AT&T cellphone outage makes it clear: In the United States, ‘old school’ landlines are languishing

NEW YORK — When her cellphone's service went down this week because of an AT&T network outage[1], Bernice Hudson didn't panic. She just called the people she wanted to talk to the old-fashioned way — on her landline telephone, the kind she grew up with and refuses to get rid of even though she has a mobile phone.

“Don’t get me wrong, I like cellphones,” the 69-year-old Alexandria, Virginia, resident said Thursday, the day of the outage. “But I’m still old school.”

Languishing Landlines

Rows of old and newer telephones along with office switchboards are displayed Nov. 12, 2011 in a museum operated by members of the Parkersburg Council of the Telecomm Pioneers in Parkersburg, W.Va.  

Having a working landline puts her in select company.
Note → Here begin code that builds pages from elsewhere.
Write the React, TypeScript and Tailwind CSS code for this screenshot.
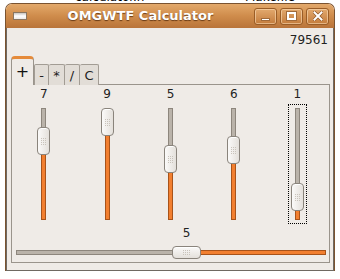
const values = [7, 9, 5, 6, 1];

function Grip({ vertical }: { vertical: boolean }) {
  const cols = vertical ? 3 : 4;
  const rows = vertical ? 4 : 3;
  const dots = [];
  for (let r = 0; r < rows; r++) {
    for (let c = 0; c < cols; c++) {
      dots.push(<rect key={`${r}-${c}`} x={c * 2} y={r * 2} width="1" height="1" fill="#c9c3bb" />);
    }
  }
  return (
    <svg width={cols * 2 - 1} height={rows * 2 - 1} className="block">
      {dots}
    </svg>
  );
}

function VSlider({ value, focused }: { value: number; focused: boolean }) {
  const top = Math.round(84 - (value / 9) * 84);
  return (
    <div className="flex flex-col items-center">
      <div className="text-[12px] leading-[14px] text-[#222]">{value}</div>
      <div
        className={
          focused
            ? "mt-[3px] border border-dotted border-black px-[2px] py-[3px]"
            : "mt-[3px] border border-dotted border-transparent px-[2px] py-[3px]"
        }
      >
        <div className="relative w-[13px] h-[112px]">
          <div className="absolute left-[4px] top-0 w-[5px] h-full bg-[#bab3aa] border border-[#8d867d]" />
          <div
            className="absolute left-[4px] bottom-0 w-[5px] bg-[#f27f30] border border-[#a8531a]"
            style={{ height: 112 - top - 14 }}
          />
          {/* handle */}
          <div
            className="absolute left-0 w-[13px] h-[28px] rounded-[4px] border border-[#8a847c] bg-gradient-to-r from-[#fbfaf9] to-[#e4e0db] flex items-center justify-center shadow-[inset_0_1px_0_#fff]"
            style={{ top }}
          >
            <Grip vertical />
          </div>
        </div>
      </div>
    </div>
  );
}

function HSlider({ value }: { value: number }) {
  const left = Math.round((value / 9) * 281);
  return (
    <div className="flex flex-col">
      <div className="text-[12px] leading-[14px] text-[#222] pl-[4px]">
        <div className="w-[29px] text-center" style={{ marginLeft: left }}>
          {value}
        </div>
      </div>
      <div className="mt-[6px] pl-[4px]">
        <div className="relative w-[310px] h-[13px]">
          <div className="absolute left-0 top-[4px] h-[5px] w-full bg-[#bab3aa] border border-[#8d867d]" />
          <div
            className="absolute right-0 top-[4px] h-[5px] bg-[#f27f30] border border-[#a8531a]"
            style={{ width: 310 - left - 14 }}
          />
          <div
            className="absolute top-0 w-[29px] h-[13px] rounded-[4px] border border-[#8a847c] bg-gradient-to-b from-[#fbfaf9] to-[#e4e0db] flex items-center justify-center shadow-[inset_0_1px_0_#fff]"
            style={{ left }}
          >
            <Grip vertical={false} />
          </div>
        </div>
      </div>
    </div>
  );
}

function TitleButton({ children }: { children: React.ReactNode }) {
  return (
    <div className="w-[23px] h-[17px] rounded-[3px] border border-[#9a5d27] bg-gradient-to-b from-[#e2a96e] to-[#c47c3b] shadow-[inset_0_0_0_1px_rgba(255,225,190,0.55)] flex items-center justify-center">
      {children}
    </div>
  );
}

export default function App() {
  return (
    <div className="relative w-[340px] h-[279px] bg-white overflow-hidden font-['DejaVu_Sans',sans-serif]">
      {/* desktop behind the window */}
      <div className="absolute left-[75px] top-[-10px] text-[12px] leading-[14px] text-black">calculator.h</div>
      <div className="absolute left-[245px] top-[-10px] text-[12px] leading-[14px] text-black">Makefile</div>

      <div className="relative ml-[5px] mt-[3px] w-[330px] h-[268px] flex flex-col rounded-t-[7px] overflow-hidden border border-[#7a5330] border-b-0">
        {/* title bar */}
        <div className="h-[24px] flex items-center pl-[7px] pr-[5px] bg-gradient-to-b from-[#e3a96b] via-[#cf8c4b] to-[#b9743a]">
          <div className="w-[14px] h-[8px] bg-gradient-to-b from-[#c9c5c0] via-[#ffffff] to-[#ece9e5] border border-[#8a7660]" />
          <div className="flex-1 text-center text-white font-bold text-[13px] leading-[16px] [text-shadow:0_1px_1px_rgba(80,40,10,0.8)]">
            OMGWTF Calculator
          </div>
          <div className="flex gap-[3px]">
            <TitleButton>
              <div className="w-[9px] h-[3px] bg-white mt-[6px] border border-[#a06a3a]" />
            </TitleButton>
            <TitleButton>
              <div className="w-[9px] h-[8px] border-2 border-white outline outline-1 outline-[#a06a3a]" />
            </TitleButton>
            <TitleButton>
              <svg width="10" height="10" viewBox="0 0 10 10">
                <path d="M1.5 1.5 L8.5 8.5 M8.5 1.5 L1.5 8.5" stroke="#8a5226" strokeWidth="3.2" strokeLinecap="square" />
                <path d="M1.5 1.5 L8.5 8.5 M8.5 1.5 L1.5 8.5" stroke="#ffffff" strokeWidth="2" strokeLinecap="square" />
              </svg>
            </TitleButton>
          </div>
        </div>

        {/* body */}
        <div className="flex-1 bg-[#efebe7] border-l border-r border-b border-[#6f6962] px-[4px] flex flex-col">
          <div className="mt-[5px] h-[14px] text-right text-[12px] leading-[14px] text-[#222] pr-[1px]">79561</div>

          {/* tabs */}
          <div className="mt-[9px] flex items-end relative z-10 -mb-px">
            <div className="w-[23px] h-[29px] rounded-t-[4px] border-t-[3px] border-t-[#e58a3a] border-l border-r border-[#9a948c] bg-[#efebe7] flex items-center justify-center text-[16px] leading-none text-[#111] pb-[1px]">
              +
            </div>
            <div className="w-[15px] h-[21px] rounded-t-[2px] border border-b-0 border-[#a29c94] bg-[#e2ddd7] flex items-center justify-center text-[13px] leading-none text-[#222]">
              -
            </div>
            <div className="w-[16px] h-[21px] rounded-t-[2px] border border-b-0 border-l-0 border-[#a29c94] bg-[#e2ddd7] flex items-center justify-center text-[13px] leading-none text-[#222]">
              *
            </div>
            <div className="w-[15px] h-[21px] rounded-t-[2px] border border-b-0 border-l-0 border-[#a29c94] bg-[#e2ddd7] flex items-center justify-center text-[13px] leading-none text-[#222]">
              /
            </div>
            <div className="w-[19px] h-[21px] rounded-t-[2px] border border-b-0 border-l-0 border-[#a29c94] bg-[#e2ddd7] flex items-center justify-center text-[13px] leading-none text-[#222]">
              C
            </div>
          </div>

          {/* tab panel */}
          <div className="w-[319px] border border-[#9a948c] pt-[2px] pb-[3px] flex flex-col">
            <div className="grid grid-cols-5">
              {values.map((v, i) => (
                <VSlider key={i} value={v} focused={i === 4} />
              ))}
            </div>
            <div className="mt-[2px]">
              <HSlider value={5} />
            </div>
          </div>
        </div>
      </div>
    </div>
  );
}
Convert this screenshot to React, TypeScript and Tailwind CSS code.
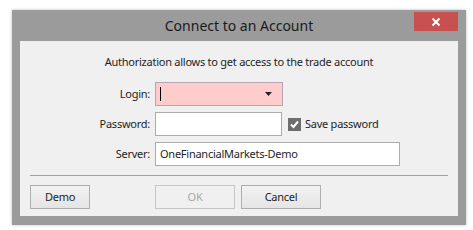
import React from "react";

function Field({ label, children }: { label: string; children: React.ReactNode }) {
  return (
    <div className="flex items-center h-[24px]">
      <div className="w-[135px] pr-[5px] text-right">{label}</div>
      {children}
    </div>
  );
}

export default function App() {
  return (
    <div
      className="w-[473px] h-[230px] bg-white pl-[12px] pt-[10px] text-[11px] tracking-[-0.25px] text-[#1e1e1e]"
      style={{ fontFamily: '"Noto Sans", "Open Sans", sans-serif' }}
    >
      <div className="w-[454px] h-[215px] bg-[#9b9b9b] flex flex-col shadow-[0_0_3px_rgba(0,0,0,0.25)]">
        {/* title bar */}
        <div className="relative h-[31px] flex items-center justify-center">
          <span className="text-[14px] tracking-normal text-[#1a1a1a]">Connect to an Account</span>
          <button className="absolute right-[8px] top-[2px] w-[44px] h-[19px] bg-[#c75050] flex items-center justify-center">
            <svg width="10" height="10" viewBox="0 0 10 10">
              <path d="M1.5 1.5 L8.5 8.5 M8.5 1.5 L1.5 8.5" stroke="white" strokeWidth="2" />
            </svg>
          </button>
        </div>

        {/* client */}
        <div className="flex-1 mx-[8px] mb-[9px] bg-[#f0f0f0] flex flex-col">
          <div className="h-[41px] flex items-center justify-center pt-[2px]">
            Authorization allows to get access to the trade account
          </div>

          <div className="flex flex-col gap-[6px]">
            <Field label="Login:">
              <div className="w-[128px] h-[24px] bg-[#ffcccc] border border-[#b7a4b4] flex items-center justify-between pl-[4px] pr-[10px]">
                <div className="w-px h-[14px] bg-black" />
                <svg width="7" height="4" viewBox="0 0 7 4">
                  <path d="M0 0 H7 L3.5 4 Z" fill="#222" />
                </svg>
              </div>
            </Field>
            <Field label="Password:">
              <div className="w-[127px] h-[24px] bg-white border border-[#acacac]" />
              <div className="ml-[6px] w-[13px] h-[13px] bg-[#6d6d6d] flex items-center justify-center">
                <svg width="11" height="11" viewBox="0 0 11 11">
                  <path d="M2 5.5 L4.5 8 L9 2.5" stroke="white" strokeWidth="2" fill="none" />
                </svg>
              </div>
              <span className="ml-[4px]">Save password</span>
            </Field>
            <Field label="Server:">
              <div className="w-[245px] h-[24px] bg-white border border-[#acacac] flex items-center pl-[4px]">
                OneFinancialMarkets-Demo
              </div>
            </Field>
          </div>

          <div className="mt-[9px] mx-[10px] h-px bg-[#a0a0a0]" />

          <div className="flex items-center mt-[9px] px-[10px]">
            <button className="w-[60px] h-[24px] border border-[#adadad] bg-gradient-to-b from-[#f2f2f2] to-[#e5e5e5]">
              Demo
            </button>
            <button className="ml-[65px] w-[80px] h-[24px] border border-[#c6c6c6] bg-[#f0f0f0] text-[#a8a8a8]">
              OK
            </button>
            <button className="ml-[6px] w-[80px] h-[24px] border border-[#adadad] bg-gradient-to-b from-[#f2f2f2] to-[#e5e5e5]">
              Cancel
            </button>
          </div>
        </div>
      </div>
    </div>
  );
}
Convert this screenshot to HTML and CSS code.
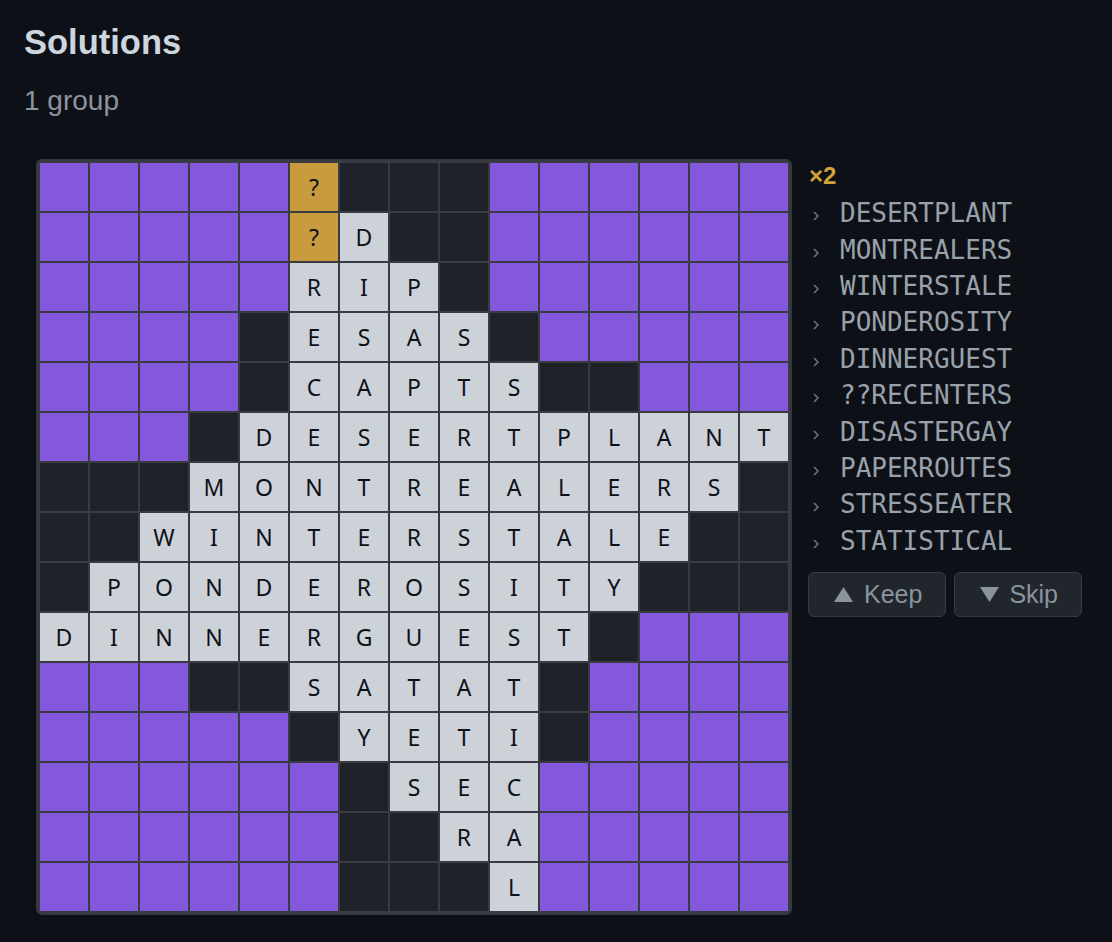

In an increasingly digital United States, they're more and more a remnant of a time gone by, an anachronism of a now-unfathomable era when leaving your house meant being unavailable to callers.

Though as Thursday's outage shows, sometimes they can come in handy. They were suggested as part of the alternatives when people's cellphones weren't working.[2] The San Francisco Fire Department, for example, said on social media that people unable to get through to 911 on their mobile devices because of the outage should try using landlines.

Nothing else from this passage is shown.